▶ _OBJECTIVE_: Both ends included, set down the lines from the line containing "What HTML would" through the last line of the records below, without pictures.

▶ _ROWS_:
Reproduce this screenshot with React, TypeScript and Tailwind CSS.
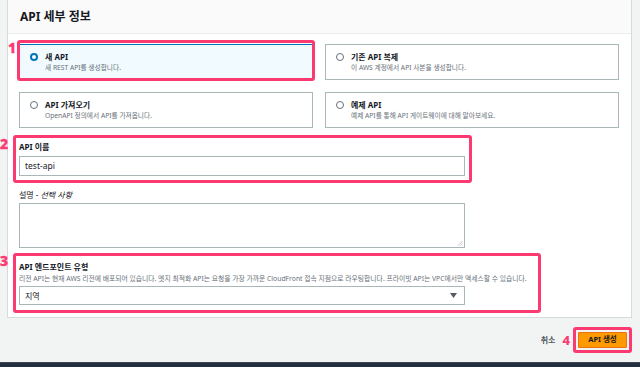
import type { ReactElement, ReactNode } from "react";

const PINK = "border-[#fc3a72]";

function Mark({ n, className }: { n: string; className: string }): ReactElement {
  return (
    <span
      className={`absolute font-extrabold text-[14px] leading-none text-[#fc3a72] [-webkit-text-stroke:0.4px_#fc3a72] ${className}`}
    >
      {n}
    </span>
  );
}

function Card({
  title,
  desc,
  selected,
  children,
}: {
  title: string;
  desc: string;
  selected?: boolean;
  children?: ReactNode;
}): ReactElement {
  return (
    <div
      className={[
        "relative flex h-[36px] items-start gap-[7px] border px-[10px] pt-[7px]",
        selected ? "border-[#0073bb] bg-[#f1faff]" : "border-[#aab7b8] bg-white",
      ].join(" ")}
    >
      {selected ? (
        <span className="mt-[1px] h-[8px] w-[8px] shrink-0 rounded-full border-[2.5px] border-[#0073bb] bg-white" />
      ) : (
        <span className="mt-[1px] h-[8px] w-[8px] shrink-0 rounded-full border border-[#687078] bg-white" />
      )}
      <div className="flex flex-col">
        <span className="text-[8px] font-bold leading-[10px] text-[#16191f]">{title}</span>
        <span className="mt-[2px] text-[6.7px] leading-[8px] text-[#687078]">{desc}</span>
      </div>
      {children}
    </div>
  );
}

export default function App(): ReactElement {
  return (
    <div
      className="flex h-[367px] w-[640px] flex-col overflow-hidden bg-[#f2f3f3] text-[#16191f]"
      style={{ fontFamily: '"Noto Sans", "Noto Sans CJK KR", sans-serif' }}
    >
      <div className="flex">
        <div className="ml-[7px] w-[625px] border-x border-b border-[#d5dbdb] bg-white">
          <div className="flex h-[34px] items-center border-b border-[#eaeded] bg-[#fafafa] px-[12px]">
            <span className="text-[12px] font-bold">API 세부 정보</span>
          </div>

          <div className="pb-[12px] pl-[11px] pr-[12px] pt-[10px]">
            <div className="grid grid-cols-2 gap-x-[12px] gap-y-[12px]">
              <Card title="새 API" desc="새 REST API를 생성합니다." selected>
                <span className={`pointer-events-none absolute -bottom-[2px] -left-[3px] -right-[3px] -top-[5px] rounded-[3px] border-[3px] ${PINK}`} />
                <Mark n="1" className="-left-[12px] -top-[4px]" />
              </Card>
              <Card title="기존 API 복제" desc="이 AWS 계정에서 API 사본을 생성합니다." />
              <Card title="API 가져오기" desc="OpenAPI 정의에서 API를 가져옵니다." />
              <Card title="예제 API" desc="예제 API를 통해 API 게이트웨이에 대해 알아보세요." />
            </div>

            <div className="relative mt-[14px] w-[446px]">
              <span className={`pointer-events-none absolute -bottom-[7px] -left-[6px] -right-[7px] -top-[7px] rounded-[3px] border-[3px] ${PINK}`} />
              <Mark n="2" className="-left-[19px] -top-[5px]" />
              <div className="h-[10px] text-[8px] font-bold leading-[10px]">API 이름</div>
              <div className="mt-[4px] flex h-[20px] items-center border border-[#aab7b8] px-[5px] text-[8.5px]">
                test-api
              </div>
            </div>

            <div className="mt-[14px] w-[446px]">
              <div className="h-[10px] text-[8px] leading-[10px] text-[#16191f]">
                설명 - <i>선택 사항</i>
              </div>
              <div className="relative mt-[3px] h-[45px] border border-[#aab7b8]">
                <svg className="absolute bottom-[1px] right-[1px]" width="6" height="6" viewBox="0 0 6 6">
                  <path d="M1 5.5L5.5 1M3.5 5.5L5.5 3.5" stroke="#aab7b8" strokeWidth="0.8" />
                </svg>
              </div>
            </div>

            <div className="relative mt-[14px]">
              <span className={`pointer-events-none absolute -bottom-[8px] -left-[6px] -top-[9px] w-[528px] rounded-[3px] border-[3px] ${PINK}`} />
              <Mark n="3" className="-left-[19px] -top-[8px]" />
              <div className="h-[10px] text-[8px] font-bold leading-[10px]">API 엔드포인트 유형</div>
              <div className="mt-[2px] h-[9px] whitespace-nowrap text-[6.8px] leading-[9px] text-[#687078]">
                리전 API는 현재 AWS 리전에 배포되어 있습니다. 엣지 최적화 API는 요청을 가장 가까운 CloudFront 접속 지점으로 라우팅합니다. 프라이빗 API는 VPC에서만 액세스할 수 있습니다.
              </div>
              <div className="mt-[3px] flex h-[19px] w-[446px] items-center justify-between border border-[#aab7b8] pl-[5px] pr-[7px] text-[8px]">
                <span>지역</span>
                <svg width="7" height="5" viewBox="0 0 7 5">
                  <path d="M0 0H7L3.5 5Z" fill="#545b64" />
                </svg>
              </div>
            </div>
          </div>
        </div>
      </div>

      <div className="flex flex-1 items-center justify-end pr-[8px]">
        <span className="text-[8px] font-bold text-[#545b64]">취소</span>
        <span className="ml-[7px] text-[13px] font-extrabold leading-none text-[#fc3a72]">4</span>
        <div className={`relative ml-[3px] rounded-[3px] border-[3px] ${PINK} p-[2px]`}>
          <div className="flex h-[16px] w-[49px] items-center justify-center rounded-[1px] border border-[#ec7211] bg-[#ff9900] text-[7.5px] font-bold text-[#16191f]">
            API 생성
          </div>
        </div>
      </div>

      <div className="h-[5px] border-t border-[#3c4552] bg-[#232f3e]" />
    </div>
  );
}
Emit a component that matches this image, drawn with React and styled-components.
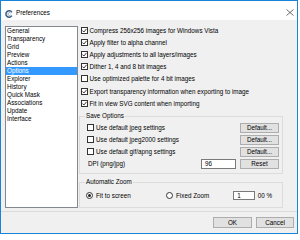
import React from 'react'
import styled, { createGlobalStyle } from 'styled-components'

const GlobalStyle = createGlobalStyle`
  *, *:before, *:after { box-sizing: border-box; }
  html, body { margin: 0; padding: 0; background: #fff; }
  body {
    font-family: "Liberation Sans", Arial, sans-serif;
    font-size: 6.3px;
    color: #000;
  }
`

const Window = styled.div`
  width: 298px;
  height: 234px;
  border: 1px solid #1883d7;
  background: #f0f0f0;
  display: flex;
  flex-direction: column;
`

const TitleBar = styled.div`
  height: 19px;
  flex: none;
  background: #fff;
  display: flex;
  align-items: flex-start;
  padding: 8px 0 0 4px;
  position: relative;
`

const Title = styled.span`
  margin-left: 3px;
  line-height: 8px;
`

const Close = styled.svg`
  position: absolute;
  right: 3px;
  top: 8px;
`

const Body = styled.div`
  flex: 1;
  display: flex;
  flex-direction: column;
`

const Main = styled.div`
  display: flex;
  padding: 4px 0 0 4px;
`

const CategoryList = styled.ul`
  list-style: none;
  margin: 2px 0 0;
  padding: 0;
  width: 73px;
  height: 182px;
  background: #fff;
  border: 1px solid #828790;
`

const Category = styled.li`
  height: 8px;
  line-height: 8px;
  padding-left: 1px;
  background: ${p => (p.$active ? '#3399ff' : 'transparent')};
  color: ${p => (p.$active ? '#fff' : '#000')};
`

const Panel = styled.div`
  margin-left: 1px;
  width: 204px;
  display: flex;
  flex-direction: column;
`

const CheckRow = styled.div`
  height: 12.2px;
  display: flex;
  align-items: center;
  padding-left: 2px;
  white-space: nowrap;
`

const Box = styled.span`
  width: 7px;
  height: 7px;
  flex: none;
  border: 1px solid #333;
  background: #fff;
  margin-right: ${p => p.$gap || 1.5}px;
  display: flex;
  align-items: center;
  justify-content: center;
`

const Group = styled.div`
  position: relative;
  border: 1px solid #dcdcdc;
  margin-top: ${p => p.$top}px;
  padding: ${p => p.$pad};
`

const Legend = styled.span`
  position: absolute;
  left: 5px;
  top: -5px;
  padding: 0 1px;
  line-height: 8px;
  background: #f0f0f0;
`

const GroupRow = styled.div`
  height: 12px;
  display: flex;
  align-items: center;
  white-space: nowrap;
`

const Button = styled.div`
  width: ${p => p.$w || 39}px;
  height: ${p => p.$h || 10.5}px;
  flex: none;
  margin-left: ${p => (p.$push ? 'auto' : '0')};
  background: #e1e1e1;
  border: 1px solid #adadad;
  display: flex;
  align-items: center;
  justify-content: center;
`

const Field = styled.div`
  width: ${p => p.$w}px;
  height: ${p => p.$h}px;
  flex: none;
  margin-left: auto;
  margin-right: ${p => p.$mr || 0}px;
  background: #fff;
  border: 1px solid #7a7a7a;
  padding-left: 3px;
  display: flex;
  align-items: center;
`

const DpiLabel = styled.span`
  margin-left: 1px;
`

const Option = styled.div`
  display: flex;
  align-items: center;
  width: ${p => (p.$w ? `${p.$w}px` : 'auto')};
  white-space: nowrap;
`

const Radio = styled.span`
  width: 7px;
  height: 7px;
  flex: none;
  border-radius: 50%;
  border: 1px solid #333;
  background: #fff;
  margin-right: 3px;
  display: flex;
  align-items: center;
  justify-content: center;

  &:after {
    content: "";
    width: 3px;
    height: 3px;
    border-radius: 50%;
    background: ${p => (p.$on ? '#222' : 'transparent')};
  }
`

const Unit = styled.span`
  margin-left: 2.5px;
`

const Footer = styled.div`
  margin-top: 3px;
  border-top: 1px solid #dadada;
  flex: 1;
  display: flex;
  justify-content: flex-end;
  gap: 4px;
  padding: 5px 3px 0 0;
`

const categories = [
  'General', 'Transparency', 'Grid', 'Preview', 'Actions', 'Options',
  'Explorer', 'History', 'Quick Mask', 'Associations', 'Update', 'Interface',
]

const options = [
  ['Compress 256x256 images for Windows Vista', true],
  ['Apply filter to alpha channel', true],
  ['Apply adjustments to all layers/images', true],
  ['Dither 1, 4 and 8 bit images', true],
  ['Use optimized palette for 4 bit images', false],
  ['Export transparency information when exporting to image', true],
  ['Fit in view SVG content when importing', true],
]

const saveOptions = [
  'Use default jpeg settings',
  'Use default jpeg2000 settings',
  'Use default gif/apng settings',
]

const Check = ({ on, gap }) => (
  <Box $gap={gap}>
    {on && (
      <svg width="5" height="5" viewBox="0 0 5 5">
        <polyline points="0.4,2.5 1.9,4 4.6,0.8" fill="none" stroke="#222" strokeWidth="0.9" />
      </svg>
    )}
  </Box>
)

const AppIcon = () => (
  <svg width="8" height="8" viewBox="0 0 8 8" style={{ marginTop: 1 }}>
    <path d="M6.8 2.3 A3.2 3.2 0 1 0 6.8 5.7" fill="none" stroke="#3b5d82" strokeWidth="1.5" />
    <path d="M5.6 3.4 A1.4 1.4 0 1 0 5.6 4.6" fill="none" stroke="#7f9bb8" strokeWidth="0.9" />
  </svg>
)

export default function App() {
  return (
    <>
      <GlobalStyle />
      <Window>
        <TitleBar>
          <AppIcon />
          <Title>Preferences</Title>
          <Close width="8" height="7" viewBox="0 0 8 7">
            <path d="M0.5 0.5 L7.5 6.5 M7.5 0.5 L0.5 6.5" stroke="#333" strokeWidth="0.7" />
          </Close>
        </TitleBar>
        <Body>
          <Main>
            <CategoryList>
              {categories.map(c => (
                <Category key={c} $active={c === 'Options'}>{c}</Category>
              ))}
            </CategoryList>
            <Panel>
              {options.map(([label, on]) => (
                <CheckRow key={label}>
                  <Check on={on} />
                  {label}
                </CheckRow>
              ))}

              <Group $top={6.6} $pad="5px 3px 3px 7px">
                <Legend>Save Options</Legend>
                {saveOptions.map(label => (
                  <GroupRow key={label}>
                    <Check gap={2} />
                    {label}
                    <Button $push>Default...</Button>
                  </GroupRow>
                ))}
                <GroupRow>
                  <DpiLabel>DPI (png/jpg)</DpiLabel>
                  <Field $w={35} $h={10} $mr={4}>96</Field>
                  <Button>Reset</Button>
                </GroupRow>
              </Group>

              <Group $top={8} $pad="6.5px 10px 5.5px 6px">
                <Legend>Automatic Zoom</Legend>
                <GroupRow>
                  <Option $w={80}>
                    <Radio $on />
                    Fit to screen
                  </Option>
                  <Option>
                    <Radio />
                    Fixed Zoom
                  </Option>
                  <Field $w={22} $h={9}>1</Field>
                  <Unit>00 %</Unit>
                </GroupRow>
              </Group>
            </Panel>
          </Main>
          <Footer>
            <Button $w={39} $h={11}>OK</Button>
            <Button $w={38} $h={11}>Cancel</Button>
          </Footer>
        </Body>
      </Window>
    </>
  )
}
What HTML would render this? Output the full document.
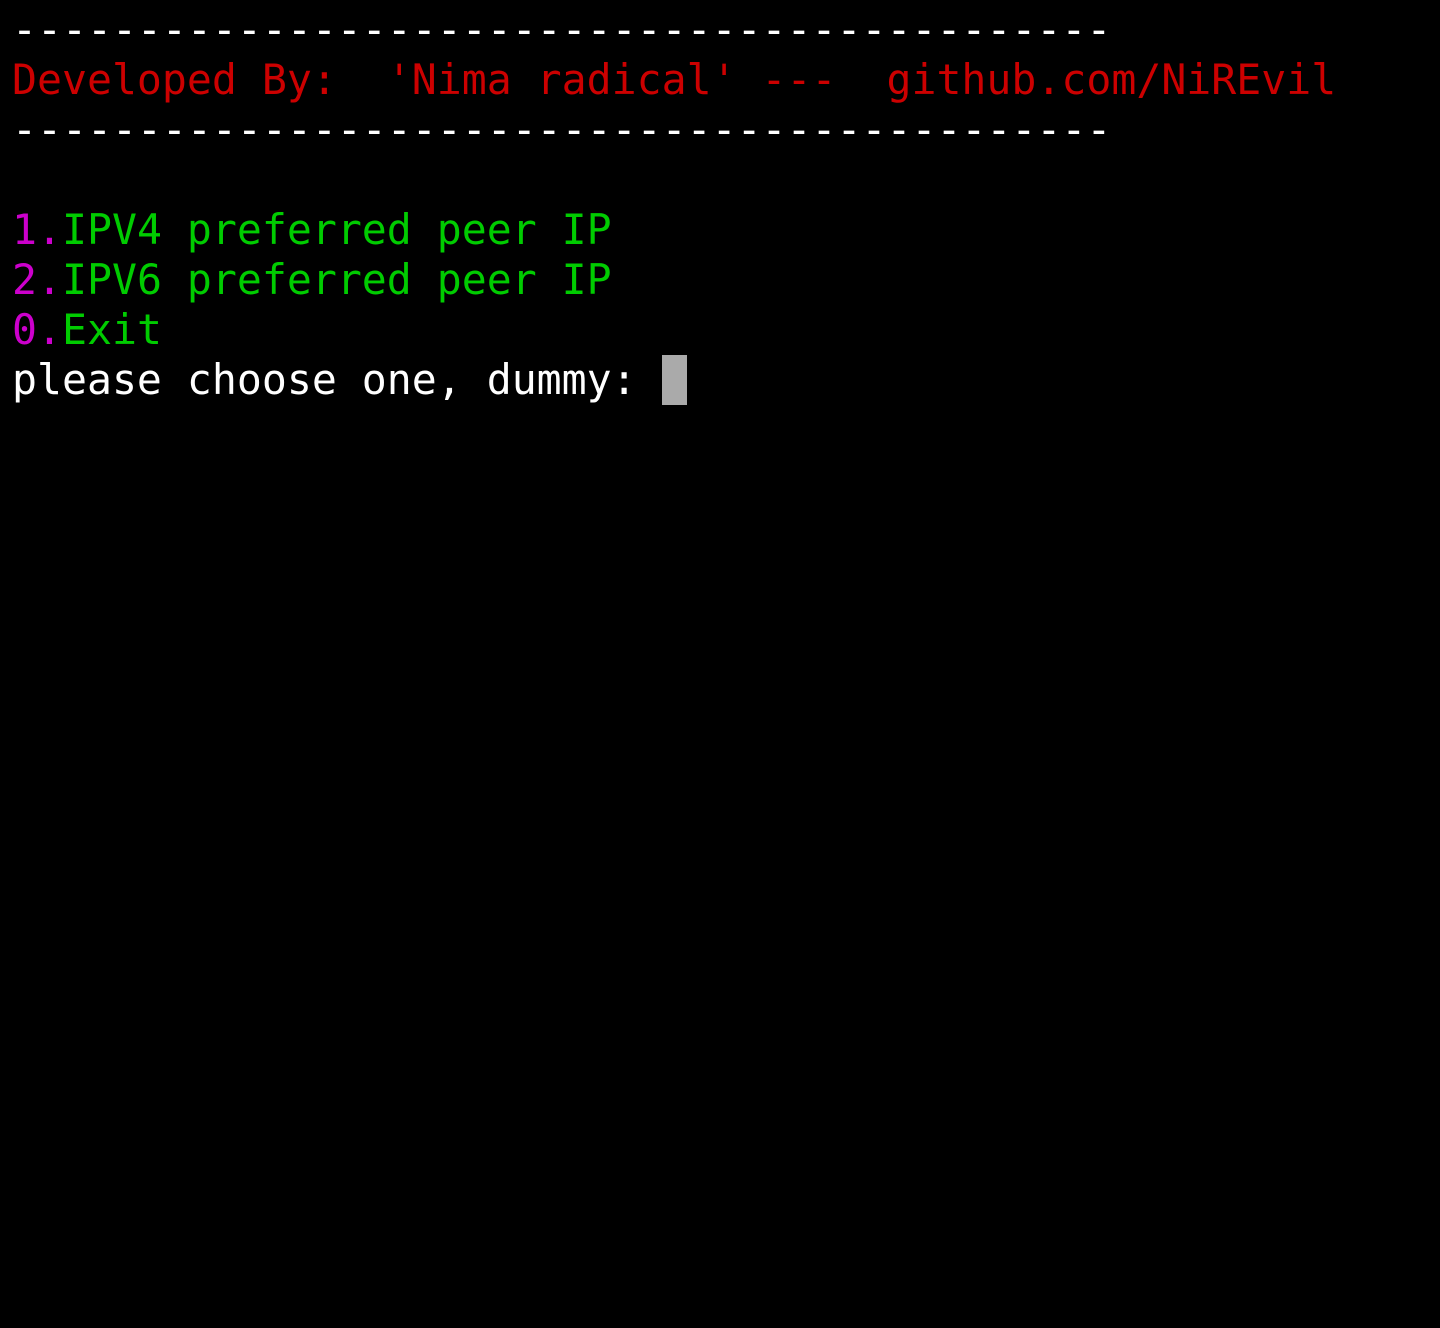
<!DOCTYPE html>
<html><head><meta charset="utf-8"><style>
html,body{margin:0;padding:0;background:#000;width:1440px;height:1328px;overflow:hidden}
pre{margin:0;position:absolute;left:12px;top:5px;font-family:"DejaVu Sans Mono","Liberation Mono",monospace;font-size:41.5px;line-height:50px;color:#fff;white-space:pre}
.r{color:#cc0000}.g{color:#00cc00}.m{color:#cc00cc}
.cur{display:inline-block;width:25px;height:50px;background:#aaa;vertical-align:top}
</style></head><body>
<pre>--------------------------------------------
<span class="r">Developed By:  'Nima radical' ---  github.com/NiREvil</span>
--------------------------------------------

<span class="m">1.</span><span class="g">IPV4 preferred peer IP</span>
<span class="m">2.</span><span class="g">IPV6 preferred peer IP</span>
<span class="m">0.</span><span class="g">Exit</span>
please choose one, dummy: <span class="cur"></span></pre>
</body></html>
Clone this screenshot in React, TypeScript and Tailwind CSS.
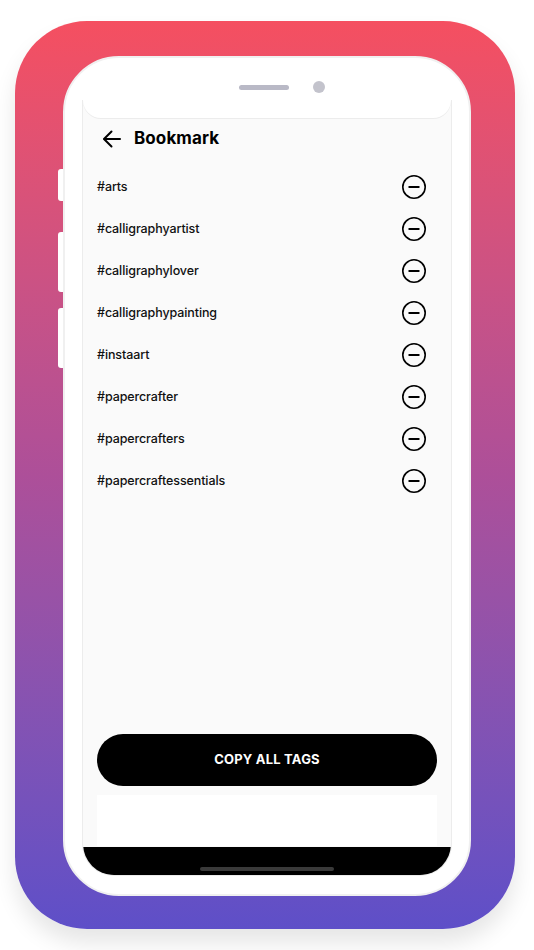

▶ _SOLUTION_:
What HTML would render this? Output the full document.
<!DOCTYPE html>
<html><head><meta charset="utf-8"><style>
html,body{margin:0;padding:0;background:#000;width:1440px;height:1328px;overflow:hidden}
pre{margin:0;position:absolute;left:12px;top:5px;font-family:"DejaVu Sans Mono","Liberation Mono",monospace;font-size:41.5px;line-height:50px;color:#fff;white-space:pre}
.r{color:#cc0000}.g{color:#00cc00}.m{color:#cc00cc}
.cur{display:inline-block;width:25px;height:50px;background:#aaa;vertical-align:top}
</style></head><body>
<pre>--------------------------------------------
<span class="r">Developed By:  'Nima radical' ---  github.com/NiREvil</span>
--------------------------------------------

<span class="m">1.</span><span class="g">IPV4 preferred peer IP</span>
<span class="m">2.</span><span class="g">IPV6 preferred peer IP</span>
<span class="m">0.</span><span class="g">Exit</span>
please choose one, dummy: <span class="cur"></span></pre>
</body></html>
Clone this screenshot in React, TypeScript and Tailwind CSS.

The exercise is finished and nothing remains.